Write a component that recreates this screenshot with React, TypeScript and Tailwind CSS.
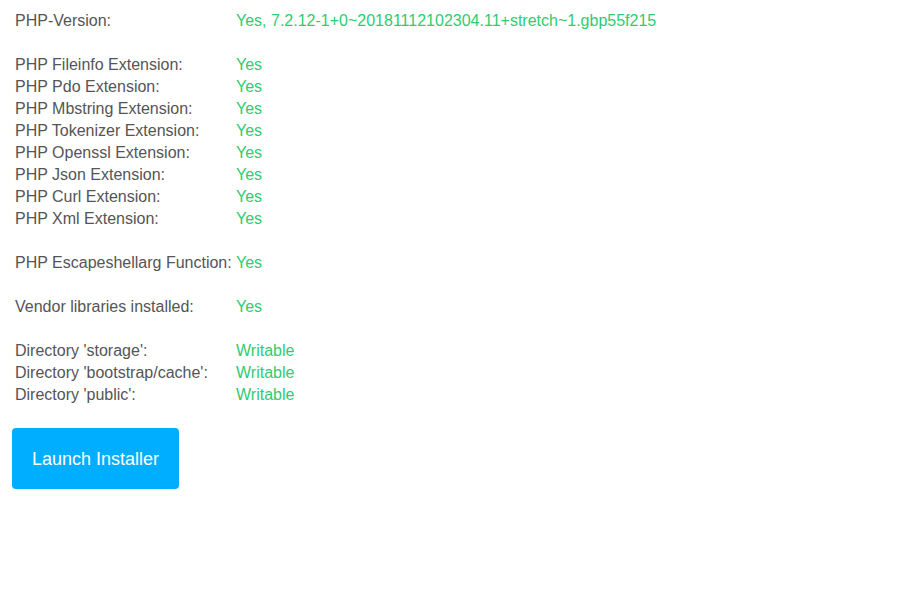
import React from 'react';

type Row = { label: string; value: string } | null;

const rows: Row[] = [
  { label: 'PHP-Version:', value: 'Yes, 7.2.12-1+0~20181112102304.11+stretch~1.gbp55f215' },
  null,
  { label: 'PHP Fileinfo Extension:', value: 'Yes' },
  { label: 'PHP Pdo Extension:', value: 'Yes' },
  { label: 'PHP Mbstring Extension:', value: 'Yes' },
  { label: 'PHP Tokenizer Extension:', value: 'Yes' },
  { label: 'PHP Openssl Extension:', value: 'Yes' },
  { label: 'PHP Json Extension:', value: 'Yes' },
  { label: 'PHP Curl Extension:', value: 'Yes' },
  { label: 'PHP Xml Extension:', value: 'Yes' },
  null,
  { label: 'PHP Escapeshellarg Function:', value: 'Yes' },
  null,
  { label: 'Vendor libraries installed:', value: 'Yes' },
  null,
  { label: "Directory 'storage':", value: 'Writable' },
  { label: "Directory 'bootstrap/cache':", value: 'Writable' },
  { label: "Directory 'public':", value: 'Writable' },
];

const App: React.FC = () => {
  return (
    <div className="min-h-screen bg-white pt-[10px] pl-[12px] font-['Liberation_Sans',Arial,sans-serif] text-[16px] leading-[22px] text-[#555555]">
      <div className="pl-[3px]">
        {rows.map((row, i) =>
          row ? (
            <div key={i} className="flex">
              <div className="w-[221px] shrink-0">{row.label}</div>
              <div className="text-[#2ecc71]">{row.value}</div>
            </div>
          ) : (
            <div key={i} className="h-[22px]" />
          )
        )}
      </div>
      <button className="mt-[22px] h-[61px] w-[167px] rounded-[4px] bg-[#00aeff] text-[18px] text-white">
        Launch Installer
      </button>
    </div>
  );
};

export default App;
* * *
= Task to complete =
Word for word, quote the lines above. Omit the pictures.

= Answer to the exercise =
Write a component that recreates this screenshot with React, TypeScript and Tailwind CSS.
import React from 'react';

type Row = { label: string; value: string } | null;

const rows: Row[] = [
  { label: 'PHP-Version:', value: 'Yes, 7.2.12-1+0~20181112102304.11+stretch~1.gbp55f215' },
  null,
  { label: 'PHP Fileinfo Extension:', value: 'Yes' },
  { label: 'PHP Pdo Extension:', value: 'Yes' },
  { label: 'PHP Mbstring Extension:', value: 'Yes' },
  { label: 'PHP Tokenizer Extension:', value: 'Yes' },
  { label: 'PHP Openssl Extension:', value: 'Yes' },
  { label: 'PHP Json Extension:', value: 'Yes' },
  { label: 'PHP Curl Extension:', value: 'Yes' },
  { label: 'PHP Xml Extension:', value: 'Yes' },
  null,
  { label: 'PHP Escapeshellarg Function:', value: 'Yes' },
  null,
  { label: 'Vendor libraries installed:', value: 'Yes' },
  null,
  { label: "Directory 'storage':", value: 'Writable' },
  { label: "Directory 'bootstrap/cache':", value: 'Writable' },
  { label: "Directory 'public':", value: 'Writable' },
];

const App: React.FC = () => {
  return (
    <div className="min-h-screen bg-white pt-[10px] pl-[12px] font-['Liberation_Sans',Arial,sans-serif] text-[16px] leading-[22px] text-[#555555]">
      <div className="pl-[3px]">
        {rows.map((row, i) =>
          row ? (
            <div key={i} className="flex">
              <div className="w-[221px] shrink-0">{row.label}</div>
              <div className="text-[#2ecc71]">{row.value}</div>
            </div>
          ) : (
            <div key={i} className="h-[22px]" />
          )
        )}
      </div>
      <button className="mt-[22px] h-[61px] w-[167px] rounded-[4px] bg-[#00aeff] text-[18px] text-white">
        Launch Installer
      </button>
    </div>
  );
};

export default App;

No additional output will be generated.